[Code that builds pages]
◇ ◇ ◇ ◇ ◇ ◇ ◇
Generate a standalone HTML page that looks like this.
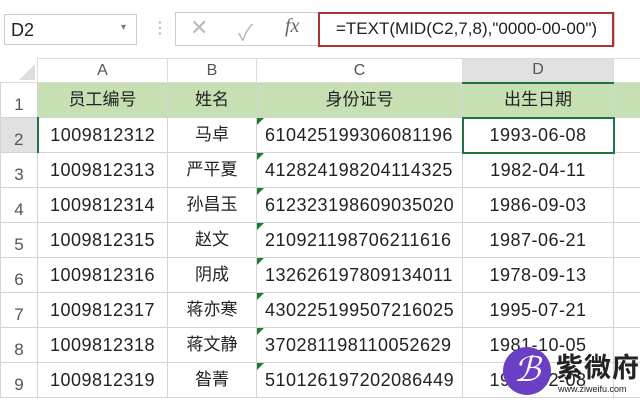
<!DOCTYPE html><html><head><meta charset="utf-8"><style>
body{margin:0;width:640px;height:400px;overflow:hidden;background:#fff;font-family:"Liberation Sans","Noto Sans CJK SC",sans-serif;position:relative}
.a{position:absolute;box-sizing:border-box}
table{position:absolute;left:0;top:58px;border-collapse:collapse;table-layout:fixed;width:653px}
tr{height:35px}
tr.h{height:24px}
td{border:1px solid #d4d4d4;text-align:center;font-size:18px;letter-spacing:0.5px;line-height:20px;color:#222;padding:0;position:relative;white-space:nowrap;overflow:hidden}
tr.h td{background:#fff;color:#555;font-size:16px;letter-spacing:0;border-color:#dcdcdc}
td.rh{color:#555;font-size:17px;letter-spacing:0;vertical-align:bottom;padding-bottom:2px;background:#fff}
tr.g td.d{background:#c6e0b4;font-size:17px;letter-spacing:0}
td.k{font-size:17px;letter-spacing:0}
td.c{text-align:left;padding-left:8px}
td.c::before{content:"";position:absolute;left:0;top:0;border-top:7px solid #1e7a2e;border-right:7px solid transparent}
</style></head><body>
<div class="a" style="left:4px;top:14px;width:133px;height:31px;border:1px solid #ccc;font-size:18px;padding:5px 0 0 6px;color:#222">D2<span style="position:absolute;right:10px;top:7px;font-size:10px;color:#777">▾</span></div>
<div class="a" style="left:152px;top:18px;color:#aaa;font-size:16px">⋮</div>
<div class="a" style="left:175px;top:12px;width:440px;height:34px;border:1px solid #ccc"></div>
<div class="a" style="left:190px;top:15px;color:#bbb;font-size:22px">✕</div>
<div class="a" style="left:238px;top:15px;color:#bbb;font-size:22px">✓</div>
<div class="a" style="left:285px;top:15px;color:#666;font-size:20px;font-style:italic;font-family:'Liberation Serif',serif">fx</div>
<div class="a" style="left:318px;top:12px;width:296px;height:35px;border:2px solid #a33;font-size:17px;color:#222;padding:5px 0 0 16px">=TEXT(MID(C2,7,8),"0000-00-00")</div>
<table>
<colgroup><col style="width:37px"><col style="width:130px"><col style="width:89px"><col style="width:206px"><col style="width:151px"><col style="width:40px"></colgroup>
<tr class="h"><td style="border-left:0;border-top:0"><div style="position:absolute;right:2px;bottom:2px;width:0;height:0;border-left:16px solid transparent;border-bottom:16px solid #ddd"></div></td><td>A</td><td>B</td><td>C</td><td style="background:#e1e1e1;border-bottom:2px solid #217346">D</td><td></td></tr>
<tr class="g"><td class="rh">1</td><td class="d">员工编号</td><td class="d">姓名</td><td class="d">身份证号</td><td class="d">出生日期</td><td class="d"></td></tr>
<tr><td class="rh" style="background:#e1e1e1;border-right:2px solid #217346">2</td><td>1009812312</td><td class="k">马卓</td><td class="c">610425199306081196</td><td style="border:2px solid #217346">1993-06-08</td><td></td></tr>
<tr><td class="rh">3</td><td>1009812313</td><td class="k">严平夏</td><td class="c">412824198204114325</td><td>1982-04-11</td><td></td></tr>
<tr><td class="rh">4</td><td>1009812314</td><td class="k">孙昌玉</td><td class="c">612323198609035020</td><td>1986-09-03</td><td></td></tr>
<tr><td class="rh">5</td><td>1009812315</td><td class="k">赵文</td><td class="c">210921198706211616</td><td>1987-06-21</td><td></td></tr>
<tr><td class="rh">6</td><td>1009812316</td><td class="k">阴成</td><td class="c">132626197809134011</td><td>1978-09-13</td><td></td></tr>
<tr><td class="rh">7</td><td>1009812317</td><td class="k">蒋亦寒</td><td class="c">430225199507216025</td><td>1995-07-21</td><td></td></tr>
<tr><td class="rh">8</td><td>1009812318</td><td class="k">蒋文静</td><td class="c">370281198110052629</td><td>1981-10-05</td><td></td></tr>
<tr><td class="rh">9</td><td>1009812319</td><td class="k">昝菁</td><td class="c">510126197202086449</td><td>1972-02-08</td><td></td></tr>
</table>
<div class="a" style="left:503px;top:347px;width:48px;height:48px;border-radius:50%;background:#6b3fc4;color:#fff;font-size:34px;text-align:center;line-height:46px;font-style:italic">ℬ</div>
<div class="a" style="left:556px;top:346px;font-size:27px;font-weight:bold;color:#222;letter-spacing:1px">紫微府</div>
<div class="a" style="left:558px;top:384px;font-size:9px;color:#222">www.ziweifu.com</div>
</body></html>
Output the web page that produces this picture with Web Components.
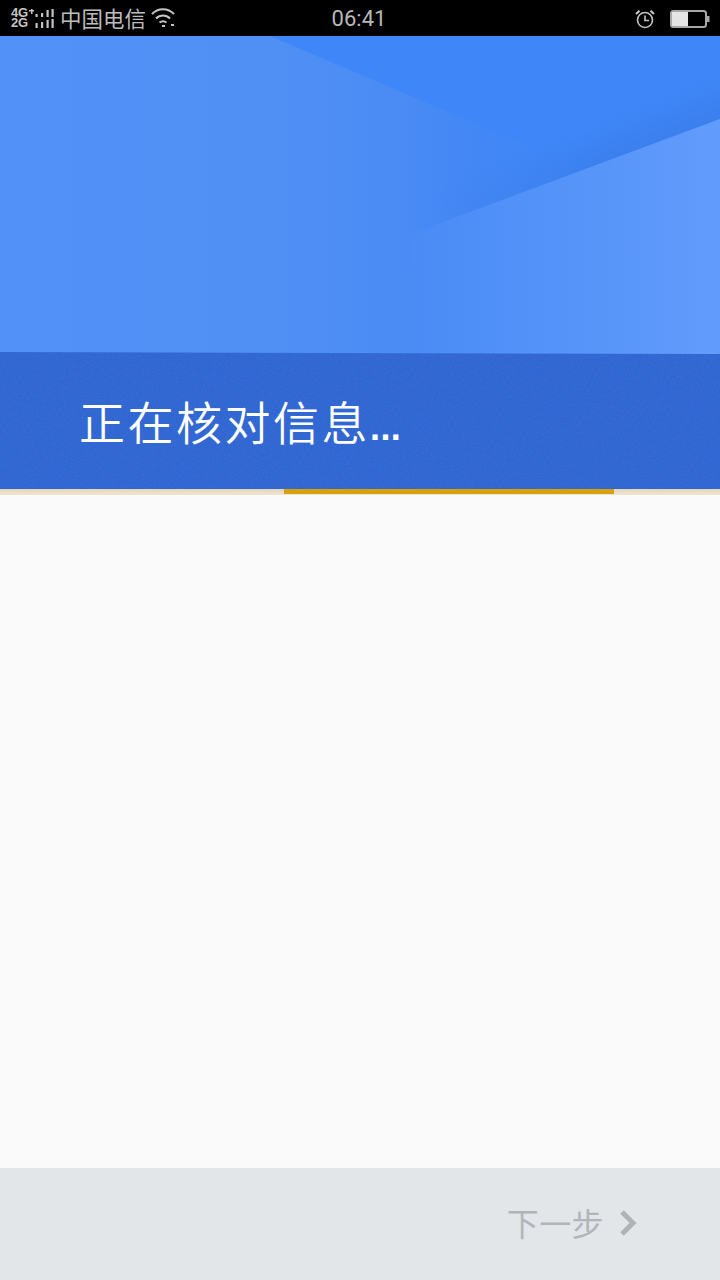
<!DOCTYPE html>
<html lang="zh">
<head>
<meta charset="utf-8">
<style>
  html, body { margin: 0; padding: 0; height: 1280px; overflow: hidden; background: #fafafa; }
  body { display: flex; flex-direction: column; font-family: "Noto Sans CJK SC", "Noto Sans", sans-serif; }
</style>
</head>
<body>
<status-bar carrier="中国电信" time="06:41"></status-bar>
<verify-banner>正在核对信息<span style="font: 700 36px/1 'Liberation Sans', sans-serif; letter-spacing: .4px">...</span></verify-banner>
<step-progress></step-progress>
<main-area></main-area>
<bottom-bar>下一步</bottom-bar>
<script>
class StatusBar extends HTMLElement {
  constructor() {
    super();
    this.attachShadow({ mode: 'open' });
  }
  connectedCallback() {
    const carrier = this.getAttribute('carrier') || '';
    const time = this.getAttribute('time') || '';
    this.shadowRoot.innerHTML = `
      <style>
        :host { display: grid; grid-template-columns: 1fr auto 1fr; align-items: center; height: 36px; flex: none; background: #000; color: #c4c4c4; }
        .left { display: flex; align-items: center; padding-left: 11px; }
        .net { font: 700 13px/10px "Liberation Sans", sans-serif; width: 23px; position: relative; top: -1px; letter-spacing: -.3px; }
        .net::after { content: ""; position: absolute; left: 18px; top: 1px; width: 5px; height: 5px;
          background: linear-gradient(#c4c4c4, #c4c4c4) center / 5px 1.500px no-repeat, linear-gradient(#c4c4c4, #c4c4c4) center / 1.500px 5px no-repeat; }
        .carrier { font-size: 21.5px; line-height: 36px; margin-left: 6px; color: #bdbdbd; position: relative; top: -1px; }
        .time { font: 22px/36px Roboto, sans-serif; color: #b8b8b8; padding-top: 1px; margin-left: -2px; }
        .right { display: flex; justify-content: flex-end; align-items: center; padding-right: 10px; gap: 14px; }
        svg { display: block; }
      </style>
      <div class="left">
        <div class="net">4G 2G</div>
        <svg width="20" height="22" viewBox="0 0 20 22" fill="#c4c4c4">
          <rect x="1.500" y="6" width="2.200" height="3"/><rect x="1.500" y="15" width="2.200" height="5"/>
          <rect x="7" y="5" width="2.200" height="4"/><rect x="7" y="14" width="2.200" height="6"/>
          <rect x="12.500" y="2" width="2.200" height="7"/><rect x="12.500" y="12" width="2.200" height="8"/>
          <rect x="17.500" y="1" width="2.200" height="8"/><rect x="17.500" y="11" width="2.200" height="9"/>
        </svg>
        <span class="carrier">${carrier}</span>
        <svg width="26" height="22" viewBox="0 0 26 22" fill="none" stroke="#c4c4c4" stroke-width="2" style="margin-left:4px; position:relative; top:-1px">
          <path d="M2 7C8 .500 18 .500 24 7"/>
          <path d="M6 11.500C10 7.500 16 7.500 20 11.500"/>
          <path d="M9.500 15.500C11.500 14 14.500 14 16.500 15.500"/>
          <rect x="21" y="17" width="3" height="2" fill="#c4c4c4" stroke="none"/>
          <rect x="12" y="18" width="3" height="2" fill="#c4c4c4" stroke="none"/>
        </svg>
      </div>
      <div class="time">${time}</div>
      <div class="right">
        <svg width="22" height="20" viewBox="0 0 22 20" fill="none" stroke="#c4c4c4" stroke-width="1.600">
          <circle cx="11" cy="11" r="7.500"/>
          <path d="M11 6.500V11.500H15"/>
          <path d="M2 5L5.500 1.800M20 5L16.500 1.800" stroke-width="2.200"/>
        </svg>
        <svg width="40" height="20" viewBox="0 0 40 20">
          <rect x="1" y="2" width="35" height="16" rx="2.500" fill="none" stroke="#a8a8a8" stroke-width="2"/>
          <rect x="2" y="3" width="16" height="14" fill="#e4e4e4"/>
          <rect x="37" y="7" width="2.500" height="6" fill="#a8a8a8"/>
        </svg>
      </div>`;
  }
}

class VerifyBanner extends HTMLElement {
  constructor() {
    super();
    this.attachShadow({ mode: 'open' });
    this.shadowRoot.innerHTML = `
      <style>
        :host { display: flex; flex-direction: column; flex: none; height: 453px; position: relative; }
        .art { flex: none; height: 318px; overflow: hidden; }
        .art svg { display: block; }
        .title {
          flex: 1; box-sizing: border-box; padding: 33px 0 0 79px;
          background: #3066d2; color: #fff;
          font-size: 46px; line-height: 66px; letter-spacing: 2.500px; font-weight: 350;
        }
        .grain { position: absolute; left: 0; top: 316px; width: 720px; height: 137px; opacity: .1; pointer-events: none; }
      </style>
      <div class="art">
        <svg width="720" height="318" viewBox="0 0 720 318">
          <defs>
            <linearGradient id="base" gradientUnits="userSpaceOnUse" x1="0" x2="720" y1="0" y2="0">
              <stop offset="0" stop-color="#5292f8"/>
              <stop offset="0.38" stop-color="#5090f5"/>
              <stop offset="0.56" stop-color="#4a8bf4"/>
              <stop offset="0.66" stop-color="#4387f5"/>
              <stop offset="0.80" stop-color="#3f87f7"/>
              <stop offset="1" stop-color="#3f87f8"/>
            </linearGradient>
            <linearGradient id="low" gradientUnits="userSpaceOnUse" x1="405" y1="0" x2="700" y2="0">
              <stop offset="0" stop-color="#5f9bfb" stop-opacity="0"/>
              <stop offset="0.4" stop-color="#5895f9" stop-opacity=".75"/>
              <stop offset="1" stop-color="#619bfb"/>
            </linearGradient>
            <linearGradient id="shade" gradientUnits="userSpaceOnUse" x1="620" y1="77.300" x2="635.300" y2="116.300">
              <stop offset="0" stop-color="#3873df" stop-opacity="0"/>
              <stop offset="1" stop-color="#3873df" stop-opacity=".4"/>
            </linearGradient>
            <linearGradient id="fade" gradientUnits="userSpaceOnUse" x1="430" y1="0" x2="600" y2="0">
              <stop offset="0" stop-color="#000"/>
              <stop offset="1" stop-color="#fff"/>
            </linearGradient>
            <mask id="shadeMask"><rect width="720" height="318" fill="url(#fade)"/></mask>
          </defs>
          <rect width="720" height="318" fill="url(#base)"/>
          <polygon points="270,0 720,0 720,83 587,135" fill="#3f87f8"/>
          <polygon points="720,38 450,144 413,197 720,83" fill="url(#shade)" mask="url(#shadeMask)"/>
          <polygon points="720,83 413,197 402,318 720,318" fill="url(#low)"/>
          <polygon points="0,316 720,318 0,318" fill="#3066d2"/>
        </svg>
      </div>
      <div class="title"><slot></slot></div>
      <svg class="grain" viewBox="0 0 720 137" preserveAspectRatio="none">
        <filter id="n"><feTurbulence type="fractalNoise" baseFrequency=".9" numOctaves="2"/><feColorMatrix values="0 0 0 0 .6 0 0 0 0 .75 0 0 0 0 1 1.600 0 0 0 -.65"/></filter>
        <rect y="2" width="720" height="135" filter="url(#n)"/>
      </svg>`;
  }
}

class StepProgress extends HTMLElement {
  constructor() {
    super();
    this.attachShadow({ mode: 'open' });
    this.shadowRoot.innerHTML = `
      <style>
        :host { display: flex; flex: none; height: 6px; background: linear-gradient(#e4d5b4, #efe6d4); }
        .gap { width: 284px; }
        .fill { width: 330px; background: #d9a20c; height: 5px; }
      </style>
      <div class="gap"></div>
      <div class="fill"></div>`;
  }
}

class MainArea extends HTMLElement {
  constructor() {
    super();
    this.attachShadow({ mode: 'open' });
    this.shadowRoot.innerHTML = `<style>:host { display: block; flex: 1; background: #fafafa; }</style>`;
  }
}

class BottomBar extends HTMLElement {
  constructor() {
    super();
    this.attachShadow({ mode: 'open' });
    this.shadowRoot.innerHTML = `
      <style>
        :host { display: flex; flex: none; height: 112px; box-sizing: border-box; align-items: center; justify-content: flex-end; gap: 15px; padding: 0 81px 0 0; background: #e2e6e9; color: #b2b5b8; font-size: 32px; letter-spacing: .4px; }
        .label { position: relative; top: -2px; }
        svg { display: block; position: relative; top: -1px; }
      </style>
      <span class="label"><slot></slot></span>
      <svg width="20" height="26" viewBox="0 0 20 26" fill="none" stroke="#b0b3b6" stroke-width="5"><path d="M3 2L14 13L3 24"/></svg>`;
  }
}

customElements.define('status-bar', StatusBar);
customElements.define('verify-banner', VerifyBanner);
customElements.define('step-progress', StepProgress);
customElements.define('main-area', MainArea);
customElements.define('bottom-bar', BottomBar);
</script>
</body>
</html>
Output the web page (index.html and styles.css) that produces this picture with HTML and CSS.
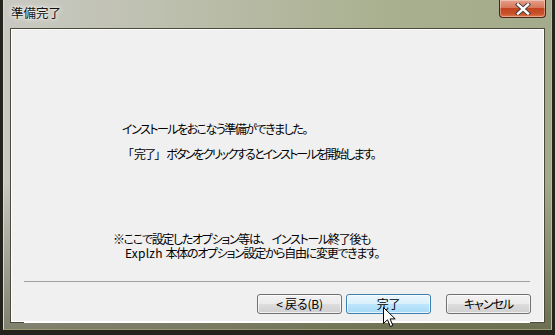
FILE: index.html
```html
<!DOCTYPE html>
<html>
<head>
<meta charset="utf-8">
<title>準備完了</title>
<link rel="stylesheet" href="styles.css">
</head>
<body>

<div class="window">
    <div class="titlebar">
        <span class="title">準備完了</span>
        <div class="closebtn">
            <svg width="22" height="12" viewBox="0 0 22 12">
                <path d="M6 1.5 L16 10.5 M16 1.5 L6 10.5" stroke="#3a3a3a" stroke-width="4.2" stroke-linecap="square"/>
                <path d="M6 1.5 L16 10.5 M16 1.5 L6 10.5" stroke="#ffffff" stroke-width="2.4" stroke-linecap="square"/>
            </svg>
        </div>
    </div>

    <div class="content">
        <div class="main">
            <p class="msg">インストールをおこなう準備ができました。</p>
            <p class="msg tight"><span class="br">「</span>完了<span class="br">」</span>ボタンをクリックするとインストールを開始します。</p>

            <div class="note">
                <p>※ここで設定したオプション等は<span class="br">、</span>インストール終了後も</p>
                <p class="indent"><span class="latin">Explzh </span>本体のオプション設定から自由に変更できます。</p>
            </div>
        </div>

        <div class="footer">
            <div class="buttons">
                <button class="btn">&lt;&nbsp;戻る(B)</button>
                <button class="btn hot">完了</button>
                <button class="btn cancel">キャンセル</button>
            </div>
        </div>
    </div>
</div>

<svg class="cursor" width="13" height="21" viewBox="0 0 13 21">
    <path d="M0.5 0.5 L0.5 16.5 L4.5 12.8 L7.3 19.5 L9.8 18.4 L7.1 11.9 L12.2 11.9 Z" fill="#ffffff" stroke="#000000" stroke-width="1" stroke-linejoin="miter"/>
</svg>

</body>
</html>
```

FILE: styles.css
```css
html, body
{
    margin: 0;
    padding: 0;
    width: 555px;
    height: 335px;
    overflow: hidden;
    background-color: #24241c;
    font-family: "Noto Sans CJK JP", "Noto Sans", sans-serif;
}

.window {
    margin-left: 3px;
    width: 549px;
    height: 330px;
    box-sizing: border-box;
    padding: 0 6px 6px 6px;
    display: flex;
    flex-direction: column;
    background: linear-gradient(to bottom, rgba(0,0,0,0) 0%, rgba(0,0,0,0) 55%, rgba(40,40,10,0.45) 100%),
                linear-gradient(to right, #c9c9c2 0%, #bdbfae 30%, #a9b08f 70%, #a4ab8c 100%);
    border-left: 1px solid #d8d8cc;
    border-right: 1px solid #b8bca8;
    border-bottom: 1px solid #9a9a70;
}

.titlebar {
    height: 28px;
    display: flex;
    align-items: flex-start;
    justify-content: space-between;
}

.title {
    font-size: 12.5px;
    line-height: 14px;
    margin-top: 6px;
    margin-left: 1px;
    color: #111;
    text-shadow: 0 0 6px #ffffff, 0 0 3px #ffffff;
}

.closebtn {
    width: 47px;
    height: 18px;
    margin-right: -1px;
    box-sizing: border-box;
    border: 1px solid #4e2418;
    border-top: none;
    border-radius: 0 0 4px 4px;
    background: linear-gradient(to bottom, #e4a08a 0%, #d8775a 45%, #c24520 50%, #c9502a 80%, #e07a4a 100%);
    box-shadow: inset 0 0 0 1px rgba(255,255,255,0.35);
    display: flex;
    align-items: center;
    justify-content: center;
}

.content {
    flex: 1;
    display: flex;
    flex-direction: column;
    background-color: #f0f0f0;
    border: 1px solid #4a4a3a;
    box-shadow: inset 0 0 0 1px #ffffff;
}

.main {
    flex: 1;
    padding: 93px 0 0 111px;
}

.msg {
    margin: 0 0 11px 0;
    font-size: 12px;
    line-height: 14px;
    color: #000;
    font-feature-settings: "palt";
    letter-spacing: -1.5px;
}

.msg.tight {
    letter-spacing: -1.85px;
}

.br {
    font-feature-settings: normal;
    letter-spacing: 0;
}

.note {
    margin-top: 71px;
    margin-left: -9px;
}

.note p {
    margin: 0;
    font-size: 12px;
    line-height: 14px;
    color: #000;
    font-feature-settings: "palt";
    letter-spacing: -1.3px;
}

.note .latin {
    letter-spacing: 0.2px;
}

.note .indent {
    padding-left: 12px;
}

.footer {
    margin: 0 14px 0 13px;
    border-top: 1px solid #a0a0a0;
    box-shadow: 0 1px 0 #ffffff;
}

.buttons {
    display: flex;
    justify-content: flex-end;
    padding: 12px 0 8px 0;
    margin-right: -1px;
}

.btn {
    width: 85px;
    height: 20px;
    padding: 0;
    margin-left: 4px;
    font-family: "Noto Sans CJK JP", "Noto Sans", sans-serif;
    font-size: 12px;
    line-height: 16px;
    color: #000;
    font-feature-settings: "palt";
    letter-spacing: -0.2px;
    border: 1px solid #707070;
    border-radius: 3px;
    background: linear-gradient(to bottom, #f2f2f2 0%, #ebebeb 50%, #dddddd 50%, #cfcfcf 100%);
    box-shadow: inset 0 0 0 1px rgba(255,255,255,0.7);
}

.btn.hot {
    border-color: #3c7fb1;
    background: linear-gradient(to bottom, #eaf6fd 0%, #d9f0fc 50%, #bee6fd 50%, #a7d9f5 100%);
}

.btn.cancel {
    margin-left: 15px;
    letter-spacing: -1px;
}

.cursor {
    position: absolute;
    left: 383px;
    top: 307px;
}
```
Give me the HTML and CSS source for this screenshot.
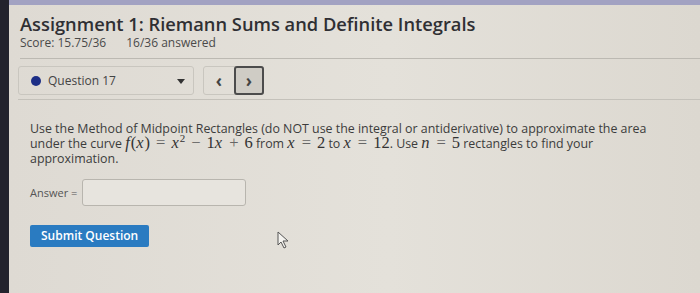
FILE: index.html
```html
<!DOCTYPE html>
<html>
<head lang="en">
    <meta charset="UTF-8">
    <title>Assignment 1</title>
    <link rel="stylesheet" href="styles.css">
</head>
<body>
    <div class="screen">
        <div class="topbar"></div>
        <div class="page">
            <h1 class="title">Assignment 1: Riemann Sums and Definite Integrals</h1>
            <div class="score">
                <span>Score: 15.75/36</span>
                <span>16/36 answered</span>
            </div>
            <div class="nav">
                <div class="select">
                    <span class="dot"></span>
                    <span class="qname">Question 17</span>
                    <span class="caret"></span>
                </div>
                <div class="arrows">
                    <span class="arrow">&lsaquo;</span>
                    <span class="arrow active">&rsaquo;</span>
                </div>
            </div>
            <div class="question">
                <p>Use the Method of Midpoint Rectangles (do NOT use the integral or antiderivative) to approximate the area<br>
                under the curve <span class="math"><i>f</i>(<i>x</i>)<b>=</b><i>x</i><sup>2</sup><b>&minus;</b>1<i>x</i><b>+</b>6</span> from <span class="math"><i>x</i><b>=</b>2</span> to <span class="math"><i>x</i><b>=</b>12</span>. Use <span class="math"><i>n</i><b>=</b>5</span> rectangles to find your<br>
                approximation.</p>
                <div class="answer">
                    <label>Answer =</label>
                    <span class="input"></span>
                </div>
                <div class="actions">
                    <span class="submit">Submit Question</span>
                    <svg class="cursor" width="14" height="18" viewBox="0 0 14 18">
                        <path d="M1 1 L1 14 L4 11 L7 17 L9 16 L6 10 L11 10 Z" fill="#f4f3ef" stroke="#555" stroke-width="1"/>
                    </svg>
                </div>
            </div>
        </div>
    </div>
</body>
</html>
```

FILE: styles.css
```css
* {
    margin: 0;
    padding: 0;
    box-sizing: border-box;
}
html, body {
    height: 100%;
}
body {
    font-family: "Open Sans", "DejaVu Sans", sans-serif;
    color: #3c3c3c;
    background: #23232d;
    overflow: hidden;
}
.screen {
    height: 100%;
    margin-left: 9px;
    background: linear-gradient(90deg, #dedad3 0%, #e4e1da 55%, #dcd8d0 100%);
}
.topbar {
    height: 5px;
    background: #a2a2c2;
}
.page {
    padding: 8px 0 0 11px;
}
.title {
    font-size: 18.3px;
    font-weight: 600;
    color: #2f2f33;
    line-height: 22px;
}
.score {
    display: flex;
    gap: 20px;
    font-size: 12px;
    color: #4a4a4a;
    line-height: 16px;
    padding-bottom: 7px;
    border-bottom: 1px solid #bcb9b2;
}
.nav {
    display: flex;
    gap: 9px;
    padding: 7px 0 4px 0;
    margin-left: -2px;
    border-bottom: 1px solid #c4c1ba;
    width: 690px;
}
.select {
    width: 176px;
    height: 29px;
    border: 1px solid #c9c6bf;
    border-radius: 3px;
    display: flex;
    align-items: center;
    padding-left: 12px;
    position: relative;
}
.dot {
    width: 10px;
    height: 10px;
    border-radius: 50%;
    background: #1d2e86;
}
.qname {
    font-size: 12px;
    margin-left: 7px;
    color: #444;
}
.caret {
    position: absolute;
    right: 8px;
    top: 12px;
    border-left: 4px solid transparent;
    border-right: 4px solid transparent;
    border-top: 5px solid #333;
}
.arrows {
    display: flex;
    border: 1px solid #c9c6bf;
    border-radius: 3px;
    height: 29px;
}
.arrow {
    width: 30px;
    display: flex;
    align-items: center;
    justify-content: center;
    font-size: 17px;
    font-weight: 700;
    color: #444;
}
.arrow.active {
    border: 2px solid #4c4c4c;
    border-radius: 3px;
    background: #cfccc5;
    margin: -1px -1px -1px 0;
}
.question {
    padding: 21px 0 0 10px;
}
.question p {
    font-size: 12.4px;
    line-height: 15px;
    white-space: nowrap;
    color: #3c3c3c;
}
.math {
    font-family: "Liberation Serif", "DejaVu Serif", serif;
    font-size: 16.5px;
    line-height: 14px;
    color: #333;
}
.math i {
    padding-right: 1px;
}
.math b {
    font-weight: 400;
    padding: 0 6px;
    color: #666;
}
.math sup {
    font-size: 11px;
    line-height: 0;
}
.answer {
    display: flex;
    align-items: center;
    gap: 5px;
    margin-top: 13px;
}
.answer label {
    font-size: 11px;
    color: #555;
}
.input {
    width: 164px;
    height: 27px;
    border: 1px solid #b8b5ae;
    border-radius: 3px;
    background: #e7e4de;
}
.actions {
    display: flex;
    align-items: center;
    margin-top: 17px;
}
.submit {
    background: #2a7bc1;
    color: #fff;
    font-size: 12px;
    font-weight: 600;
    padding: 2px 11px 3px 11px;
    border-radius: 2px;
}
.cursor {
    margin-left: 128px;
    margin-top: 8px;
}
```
◇ ◇ ◇ ◇ ◇ ◇ ◇
▶ [PROBLEM TO SOLVE]: Out of the records, collect only those lines that contain the string "produces".

▶ [EXERCISE SOLUTION]:
Output the web page that produces this picture with Web Components.
Output the web page (index.html and styles.css) that produces this picture with HTML and CSS.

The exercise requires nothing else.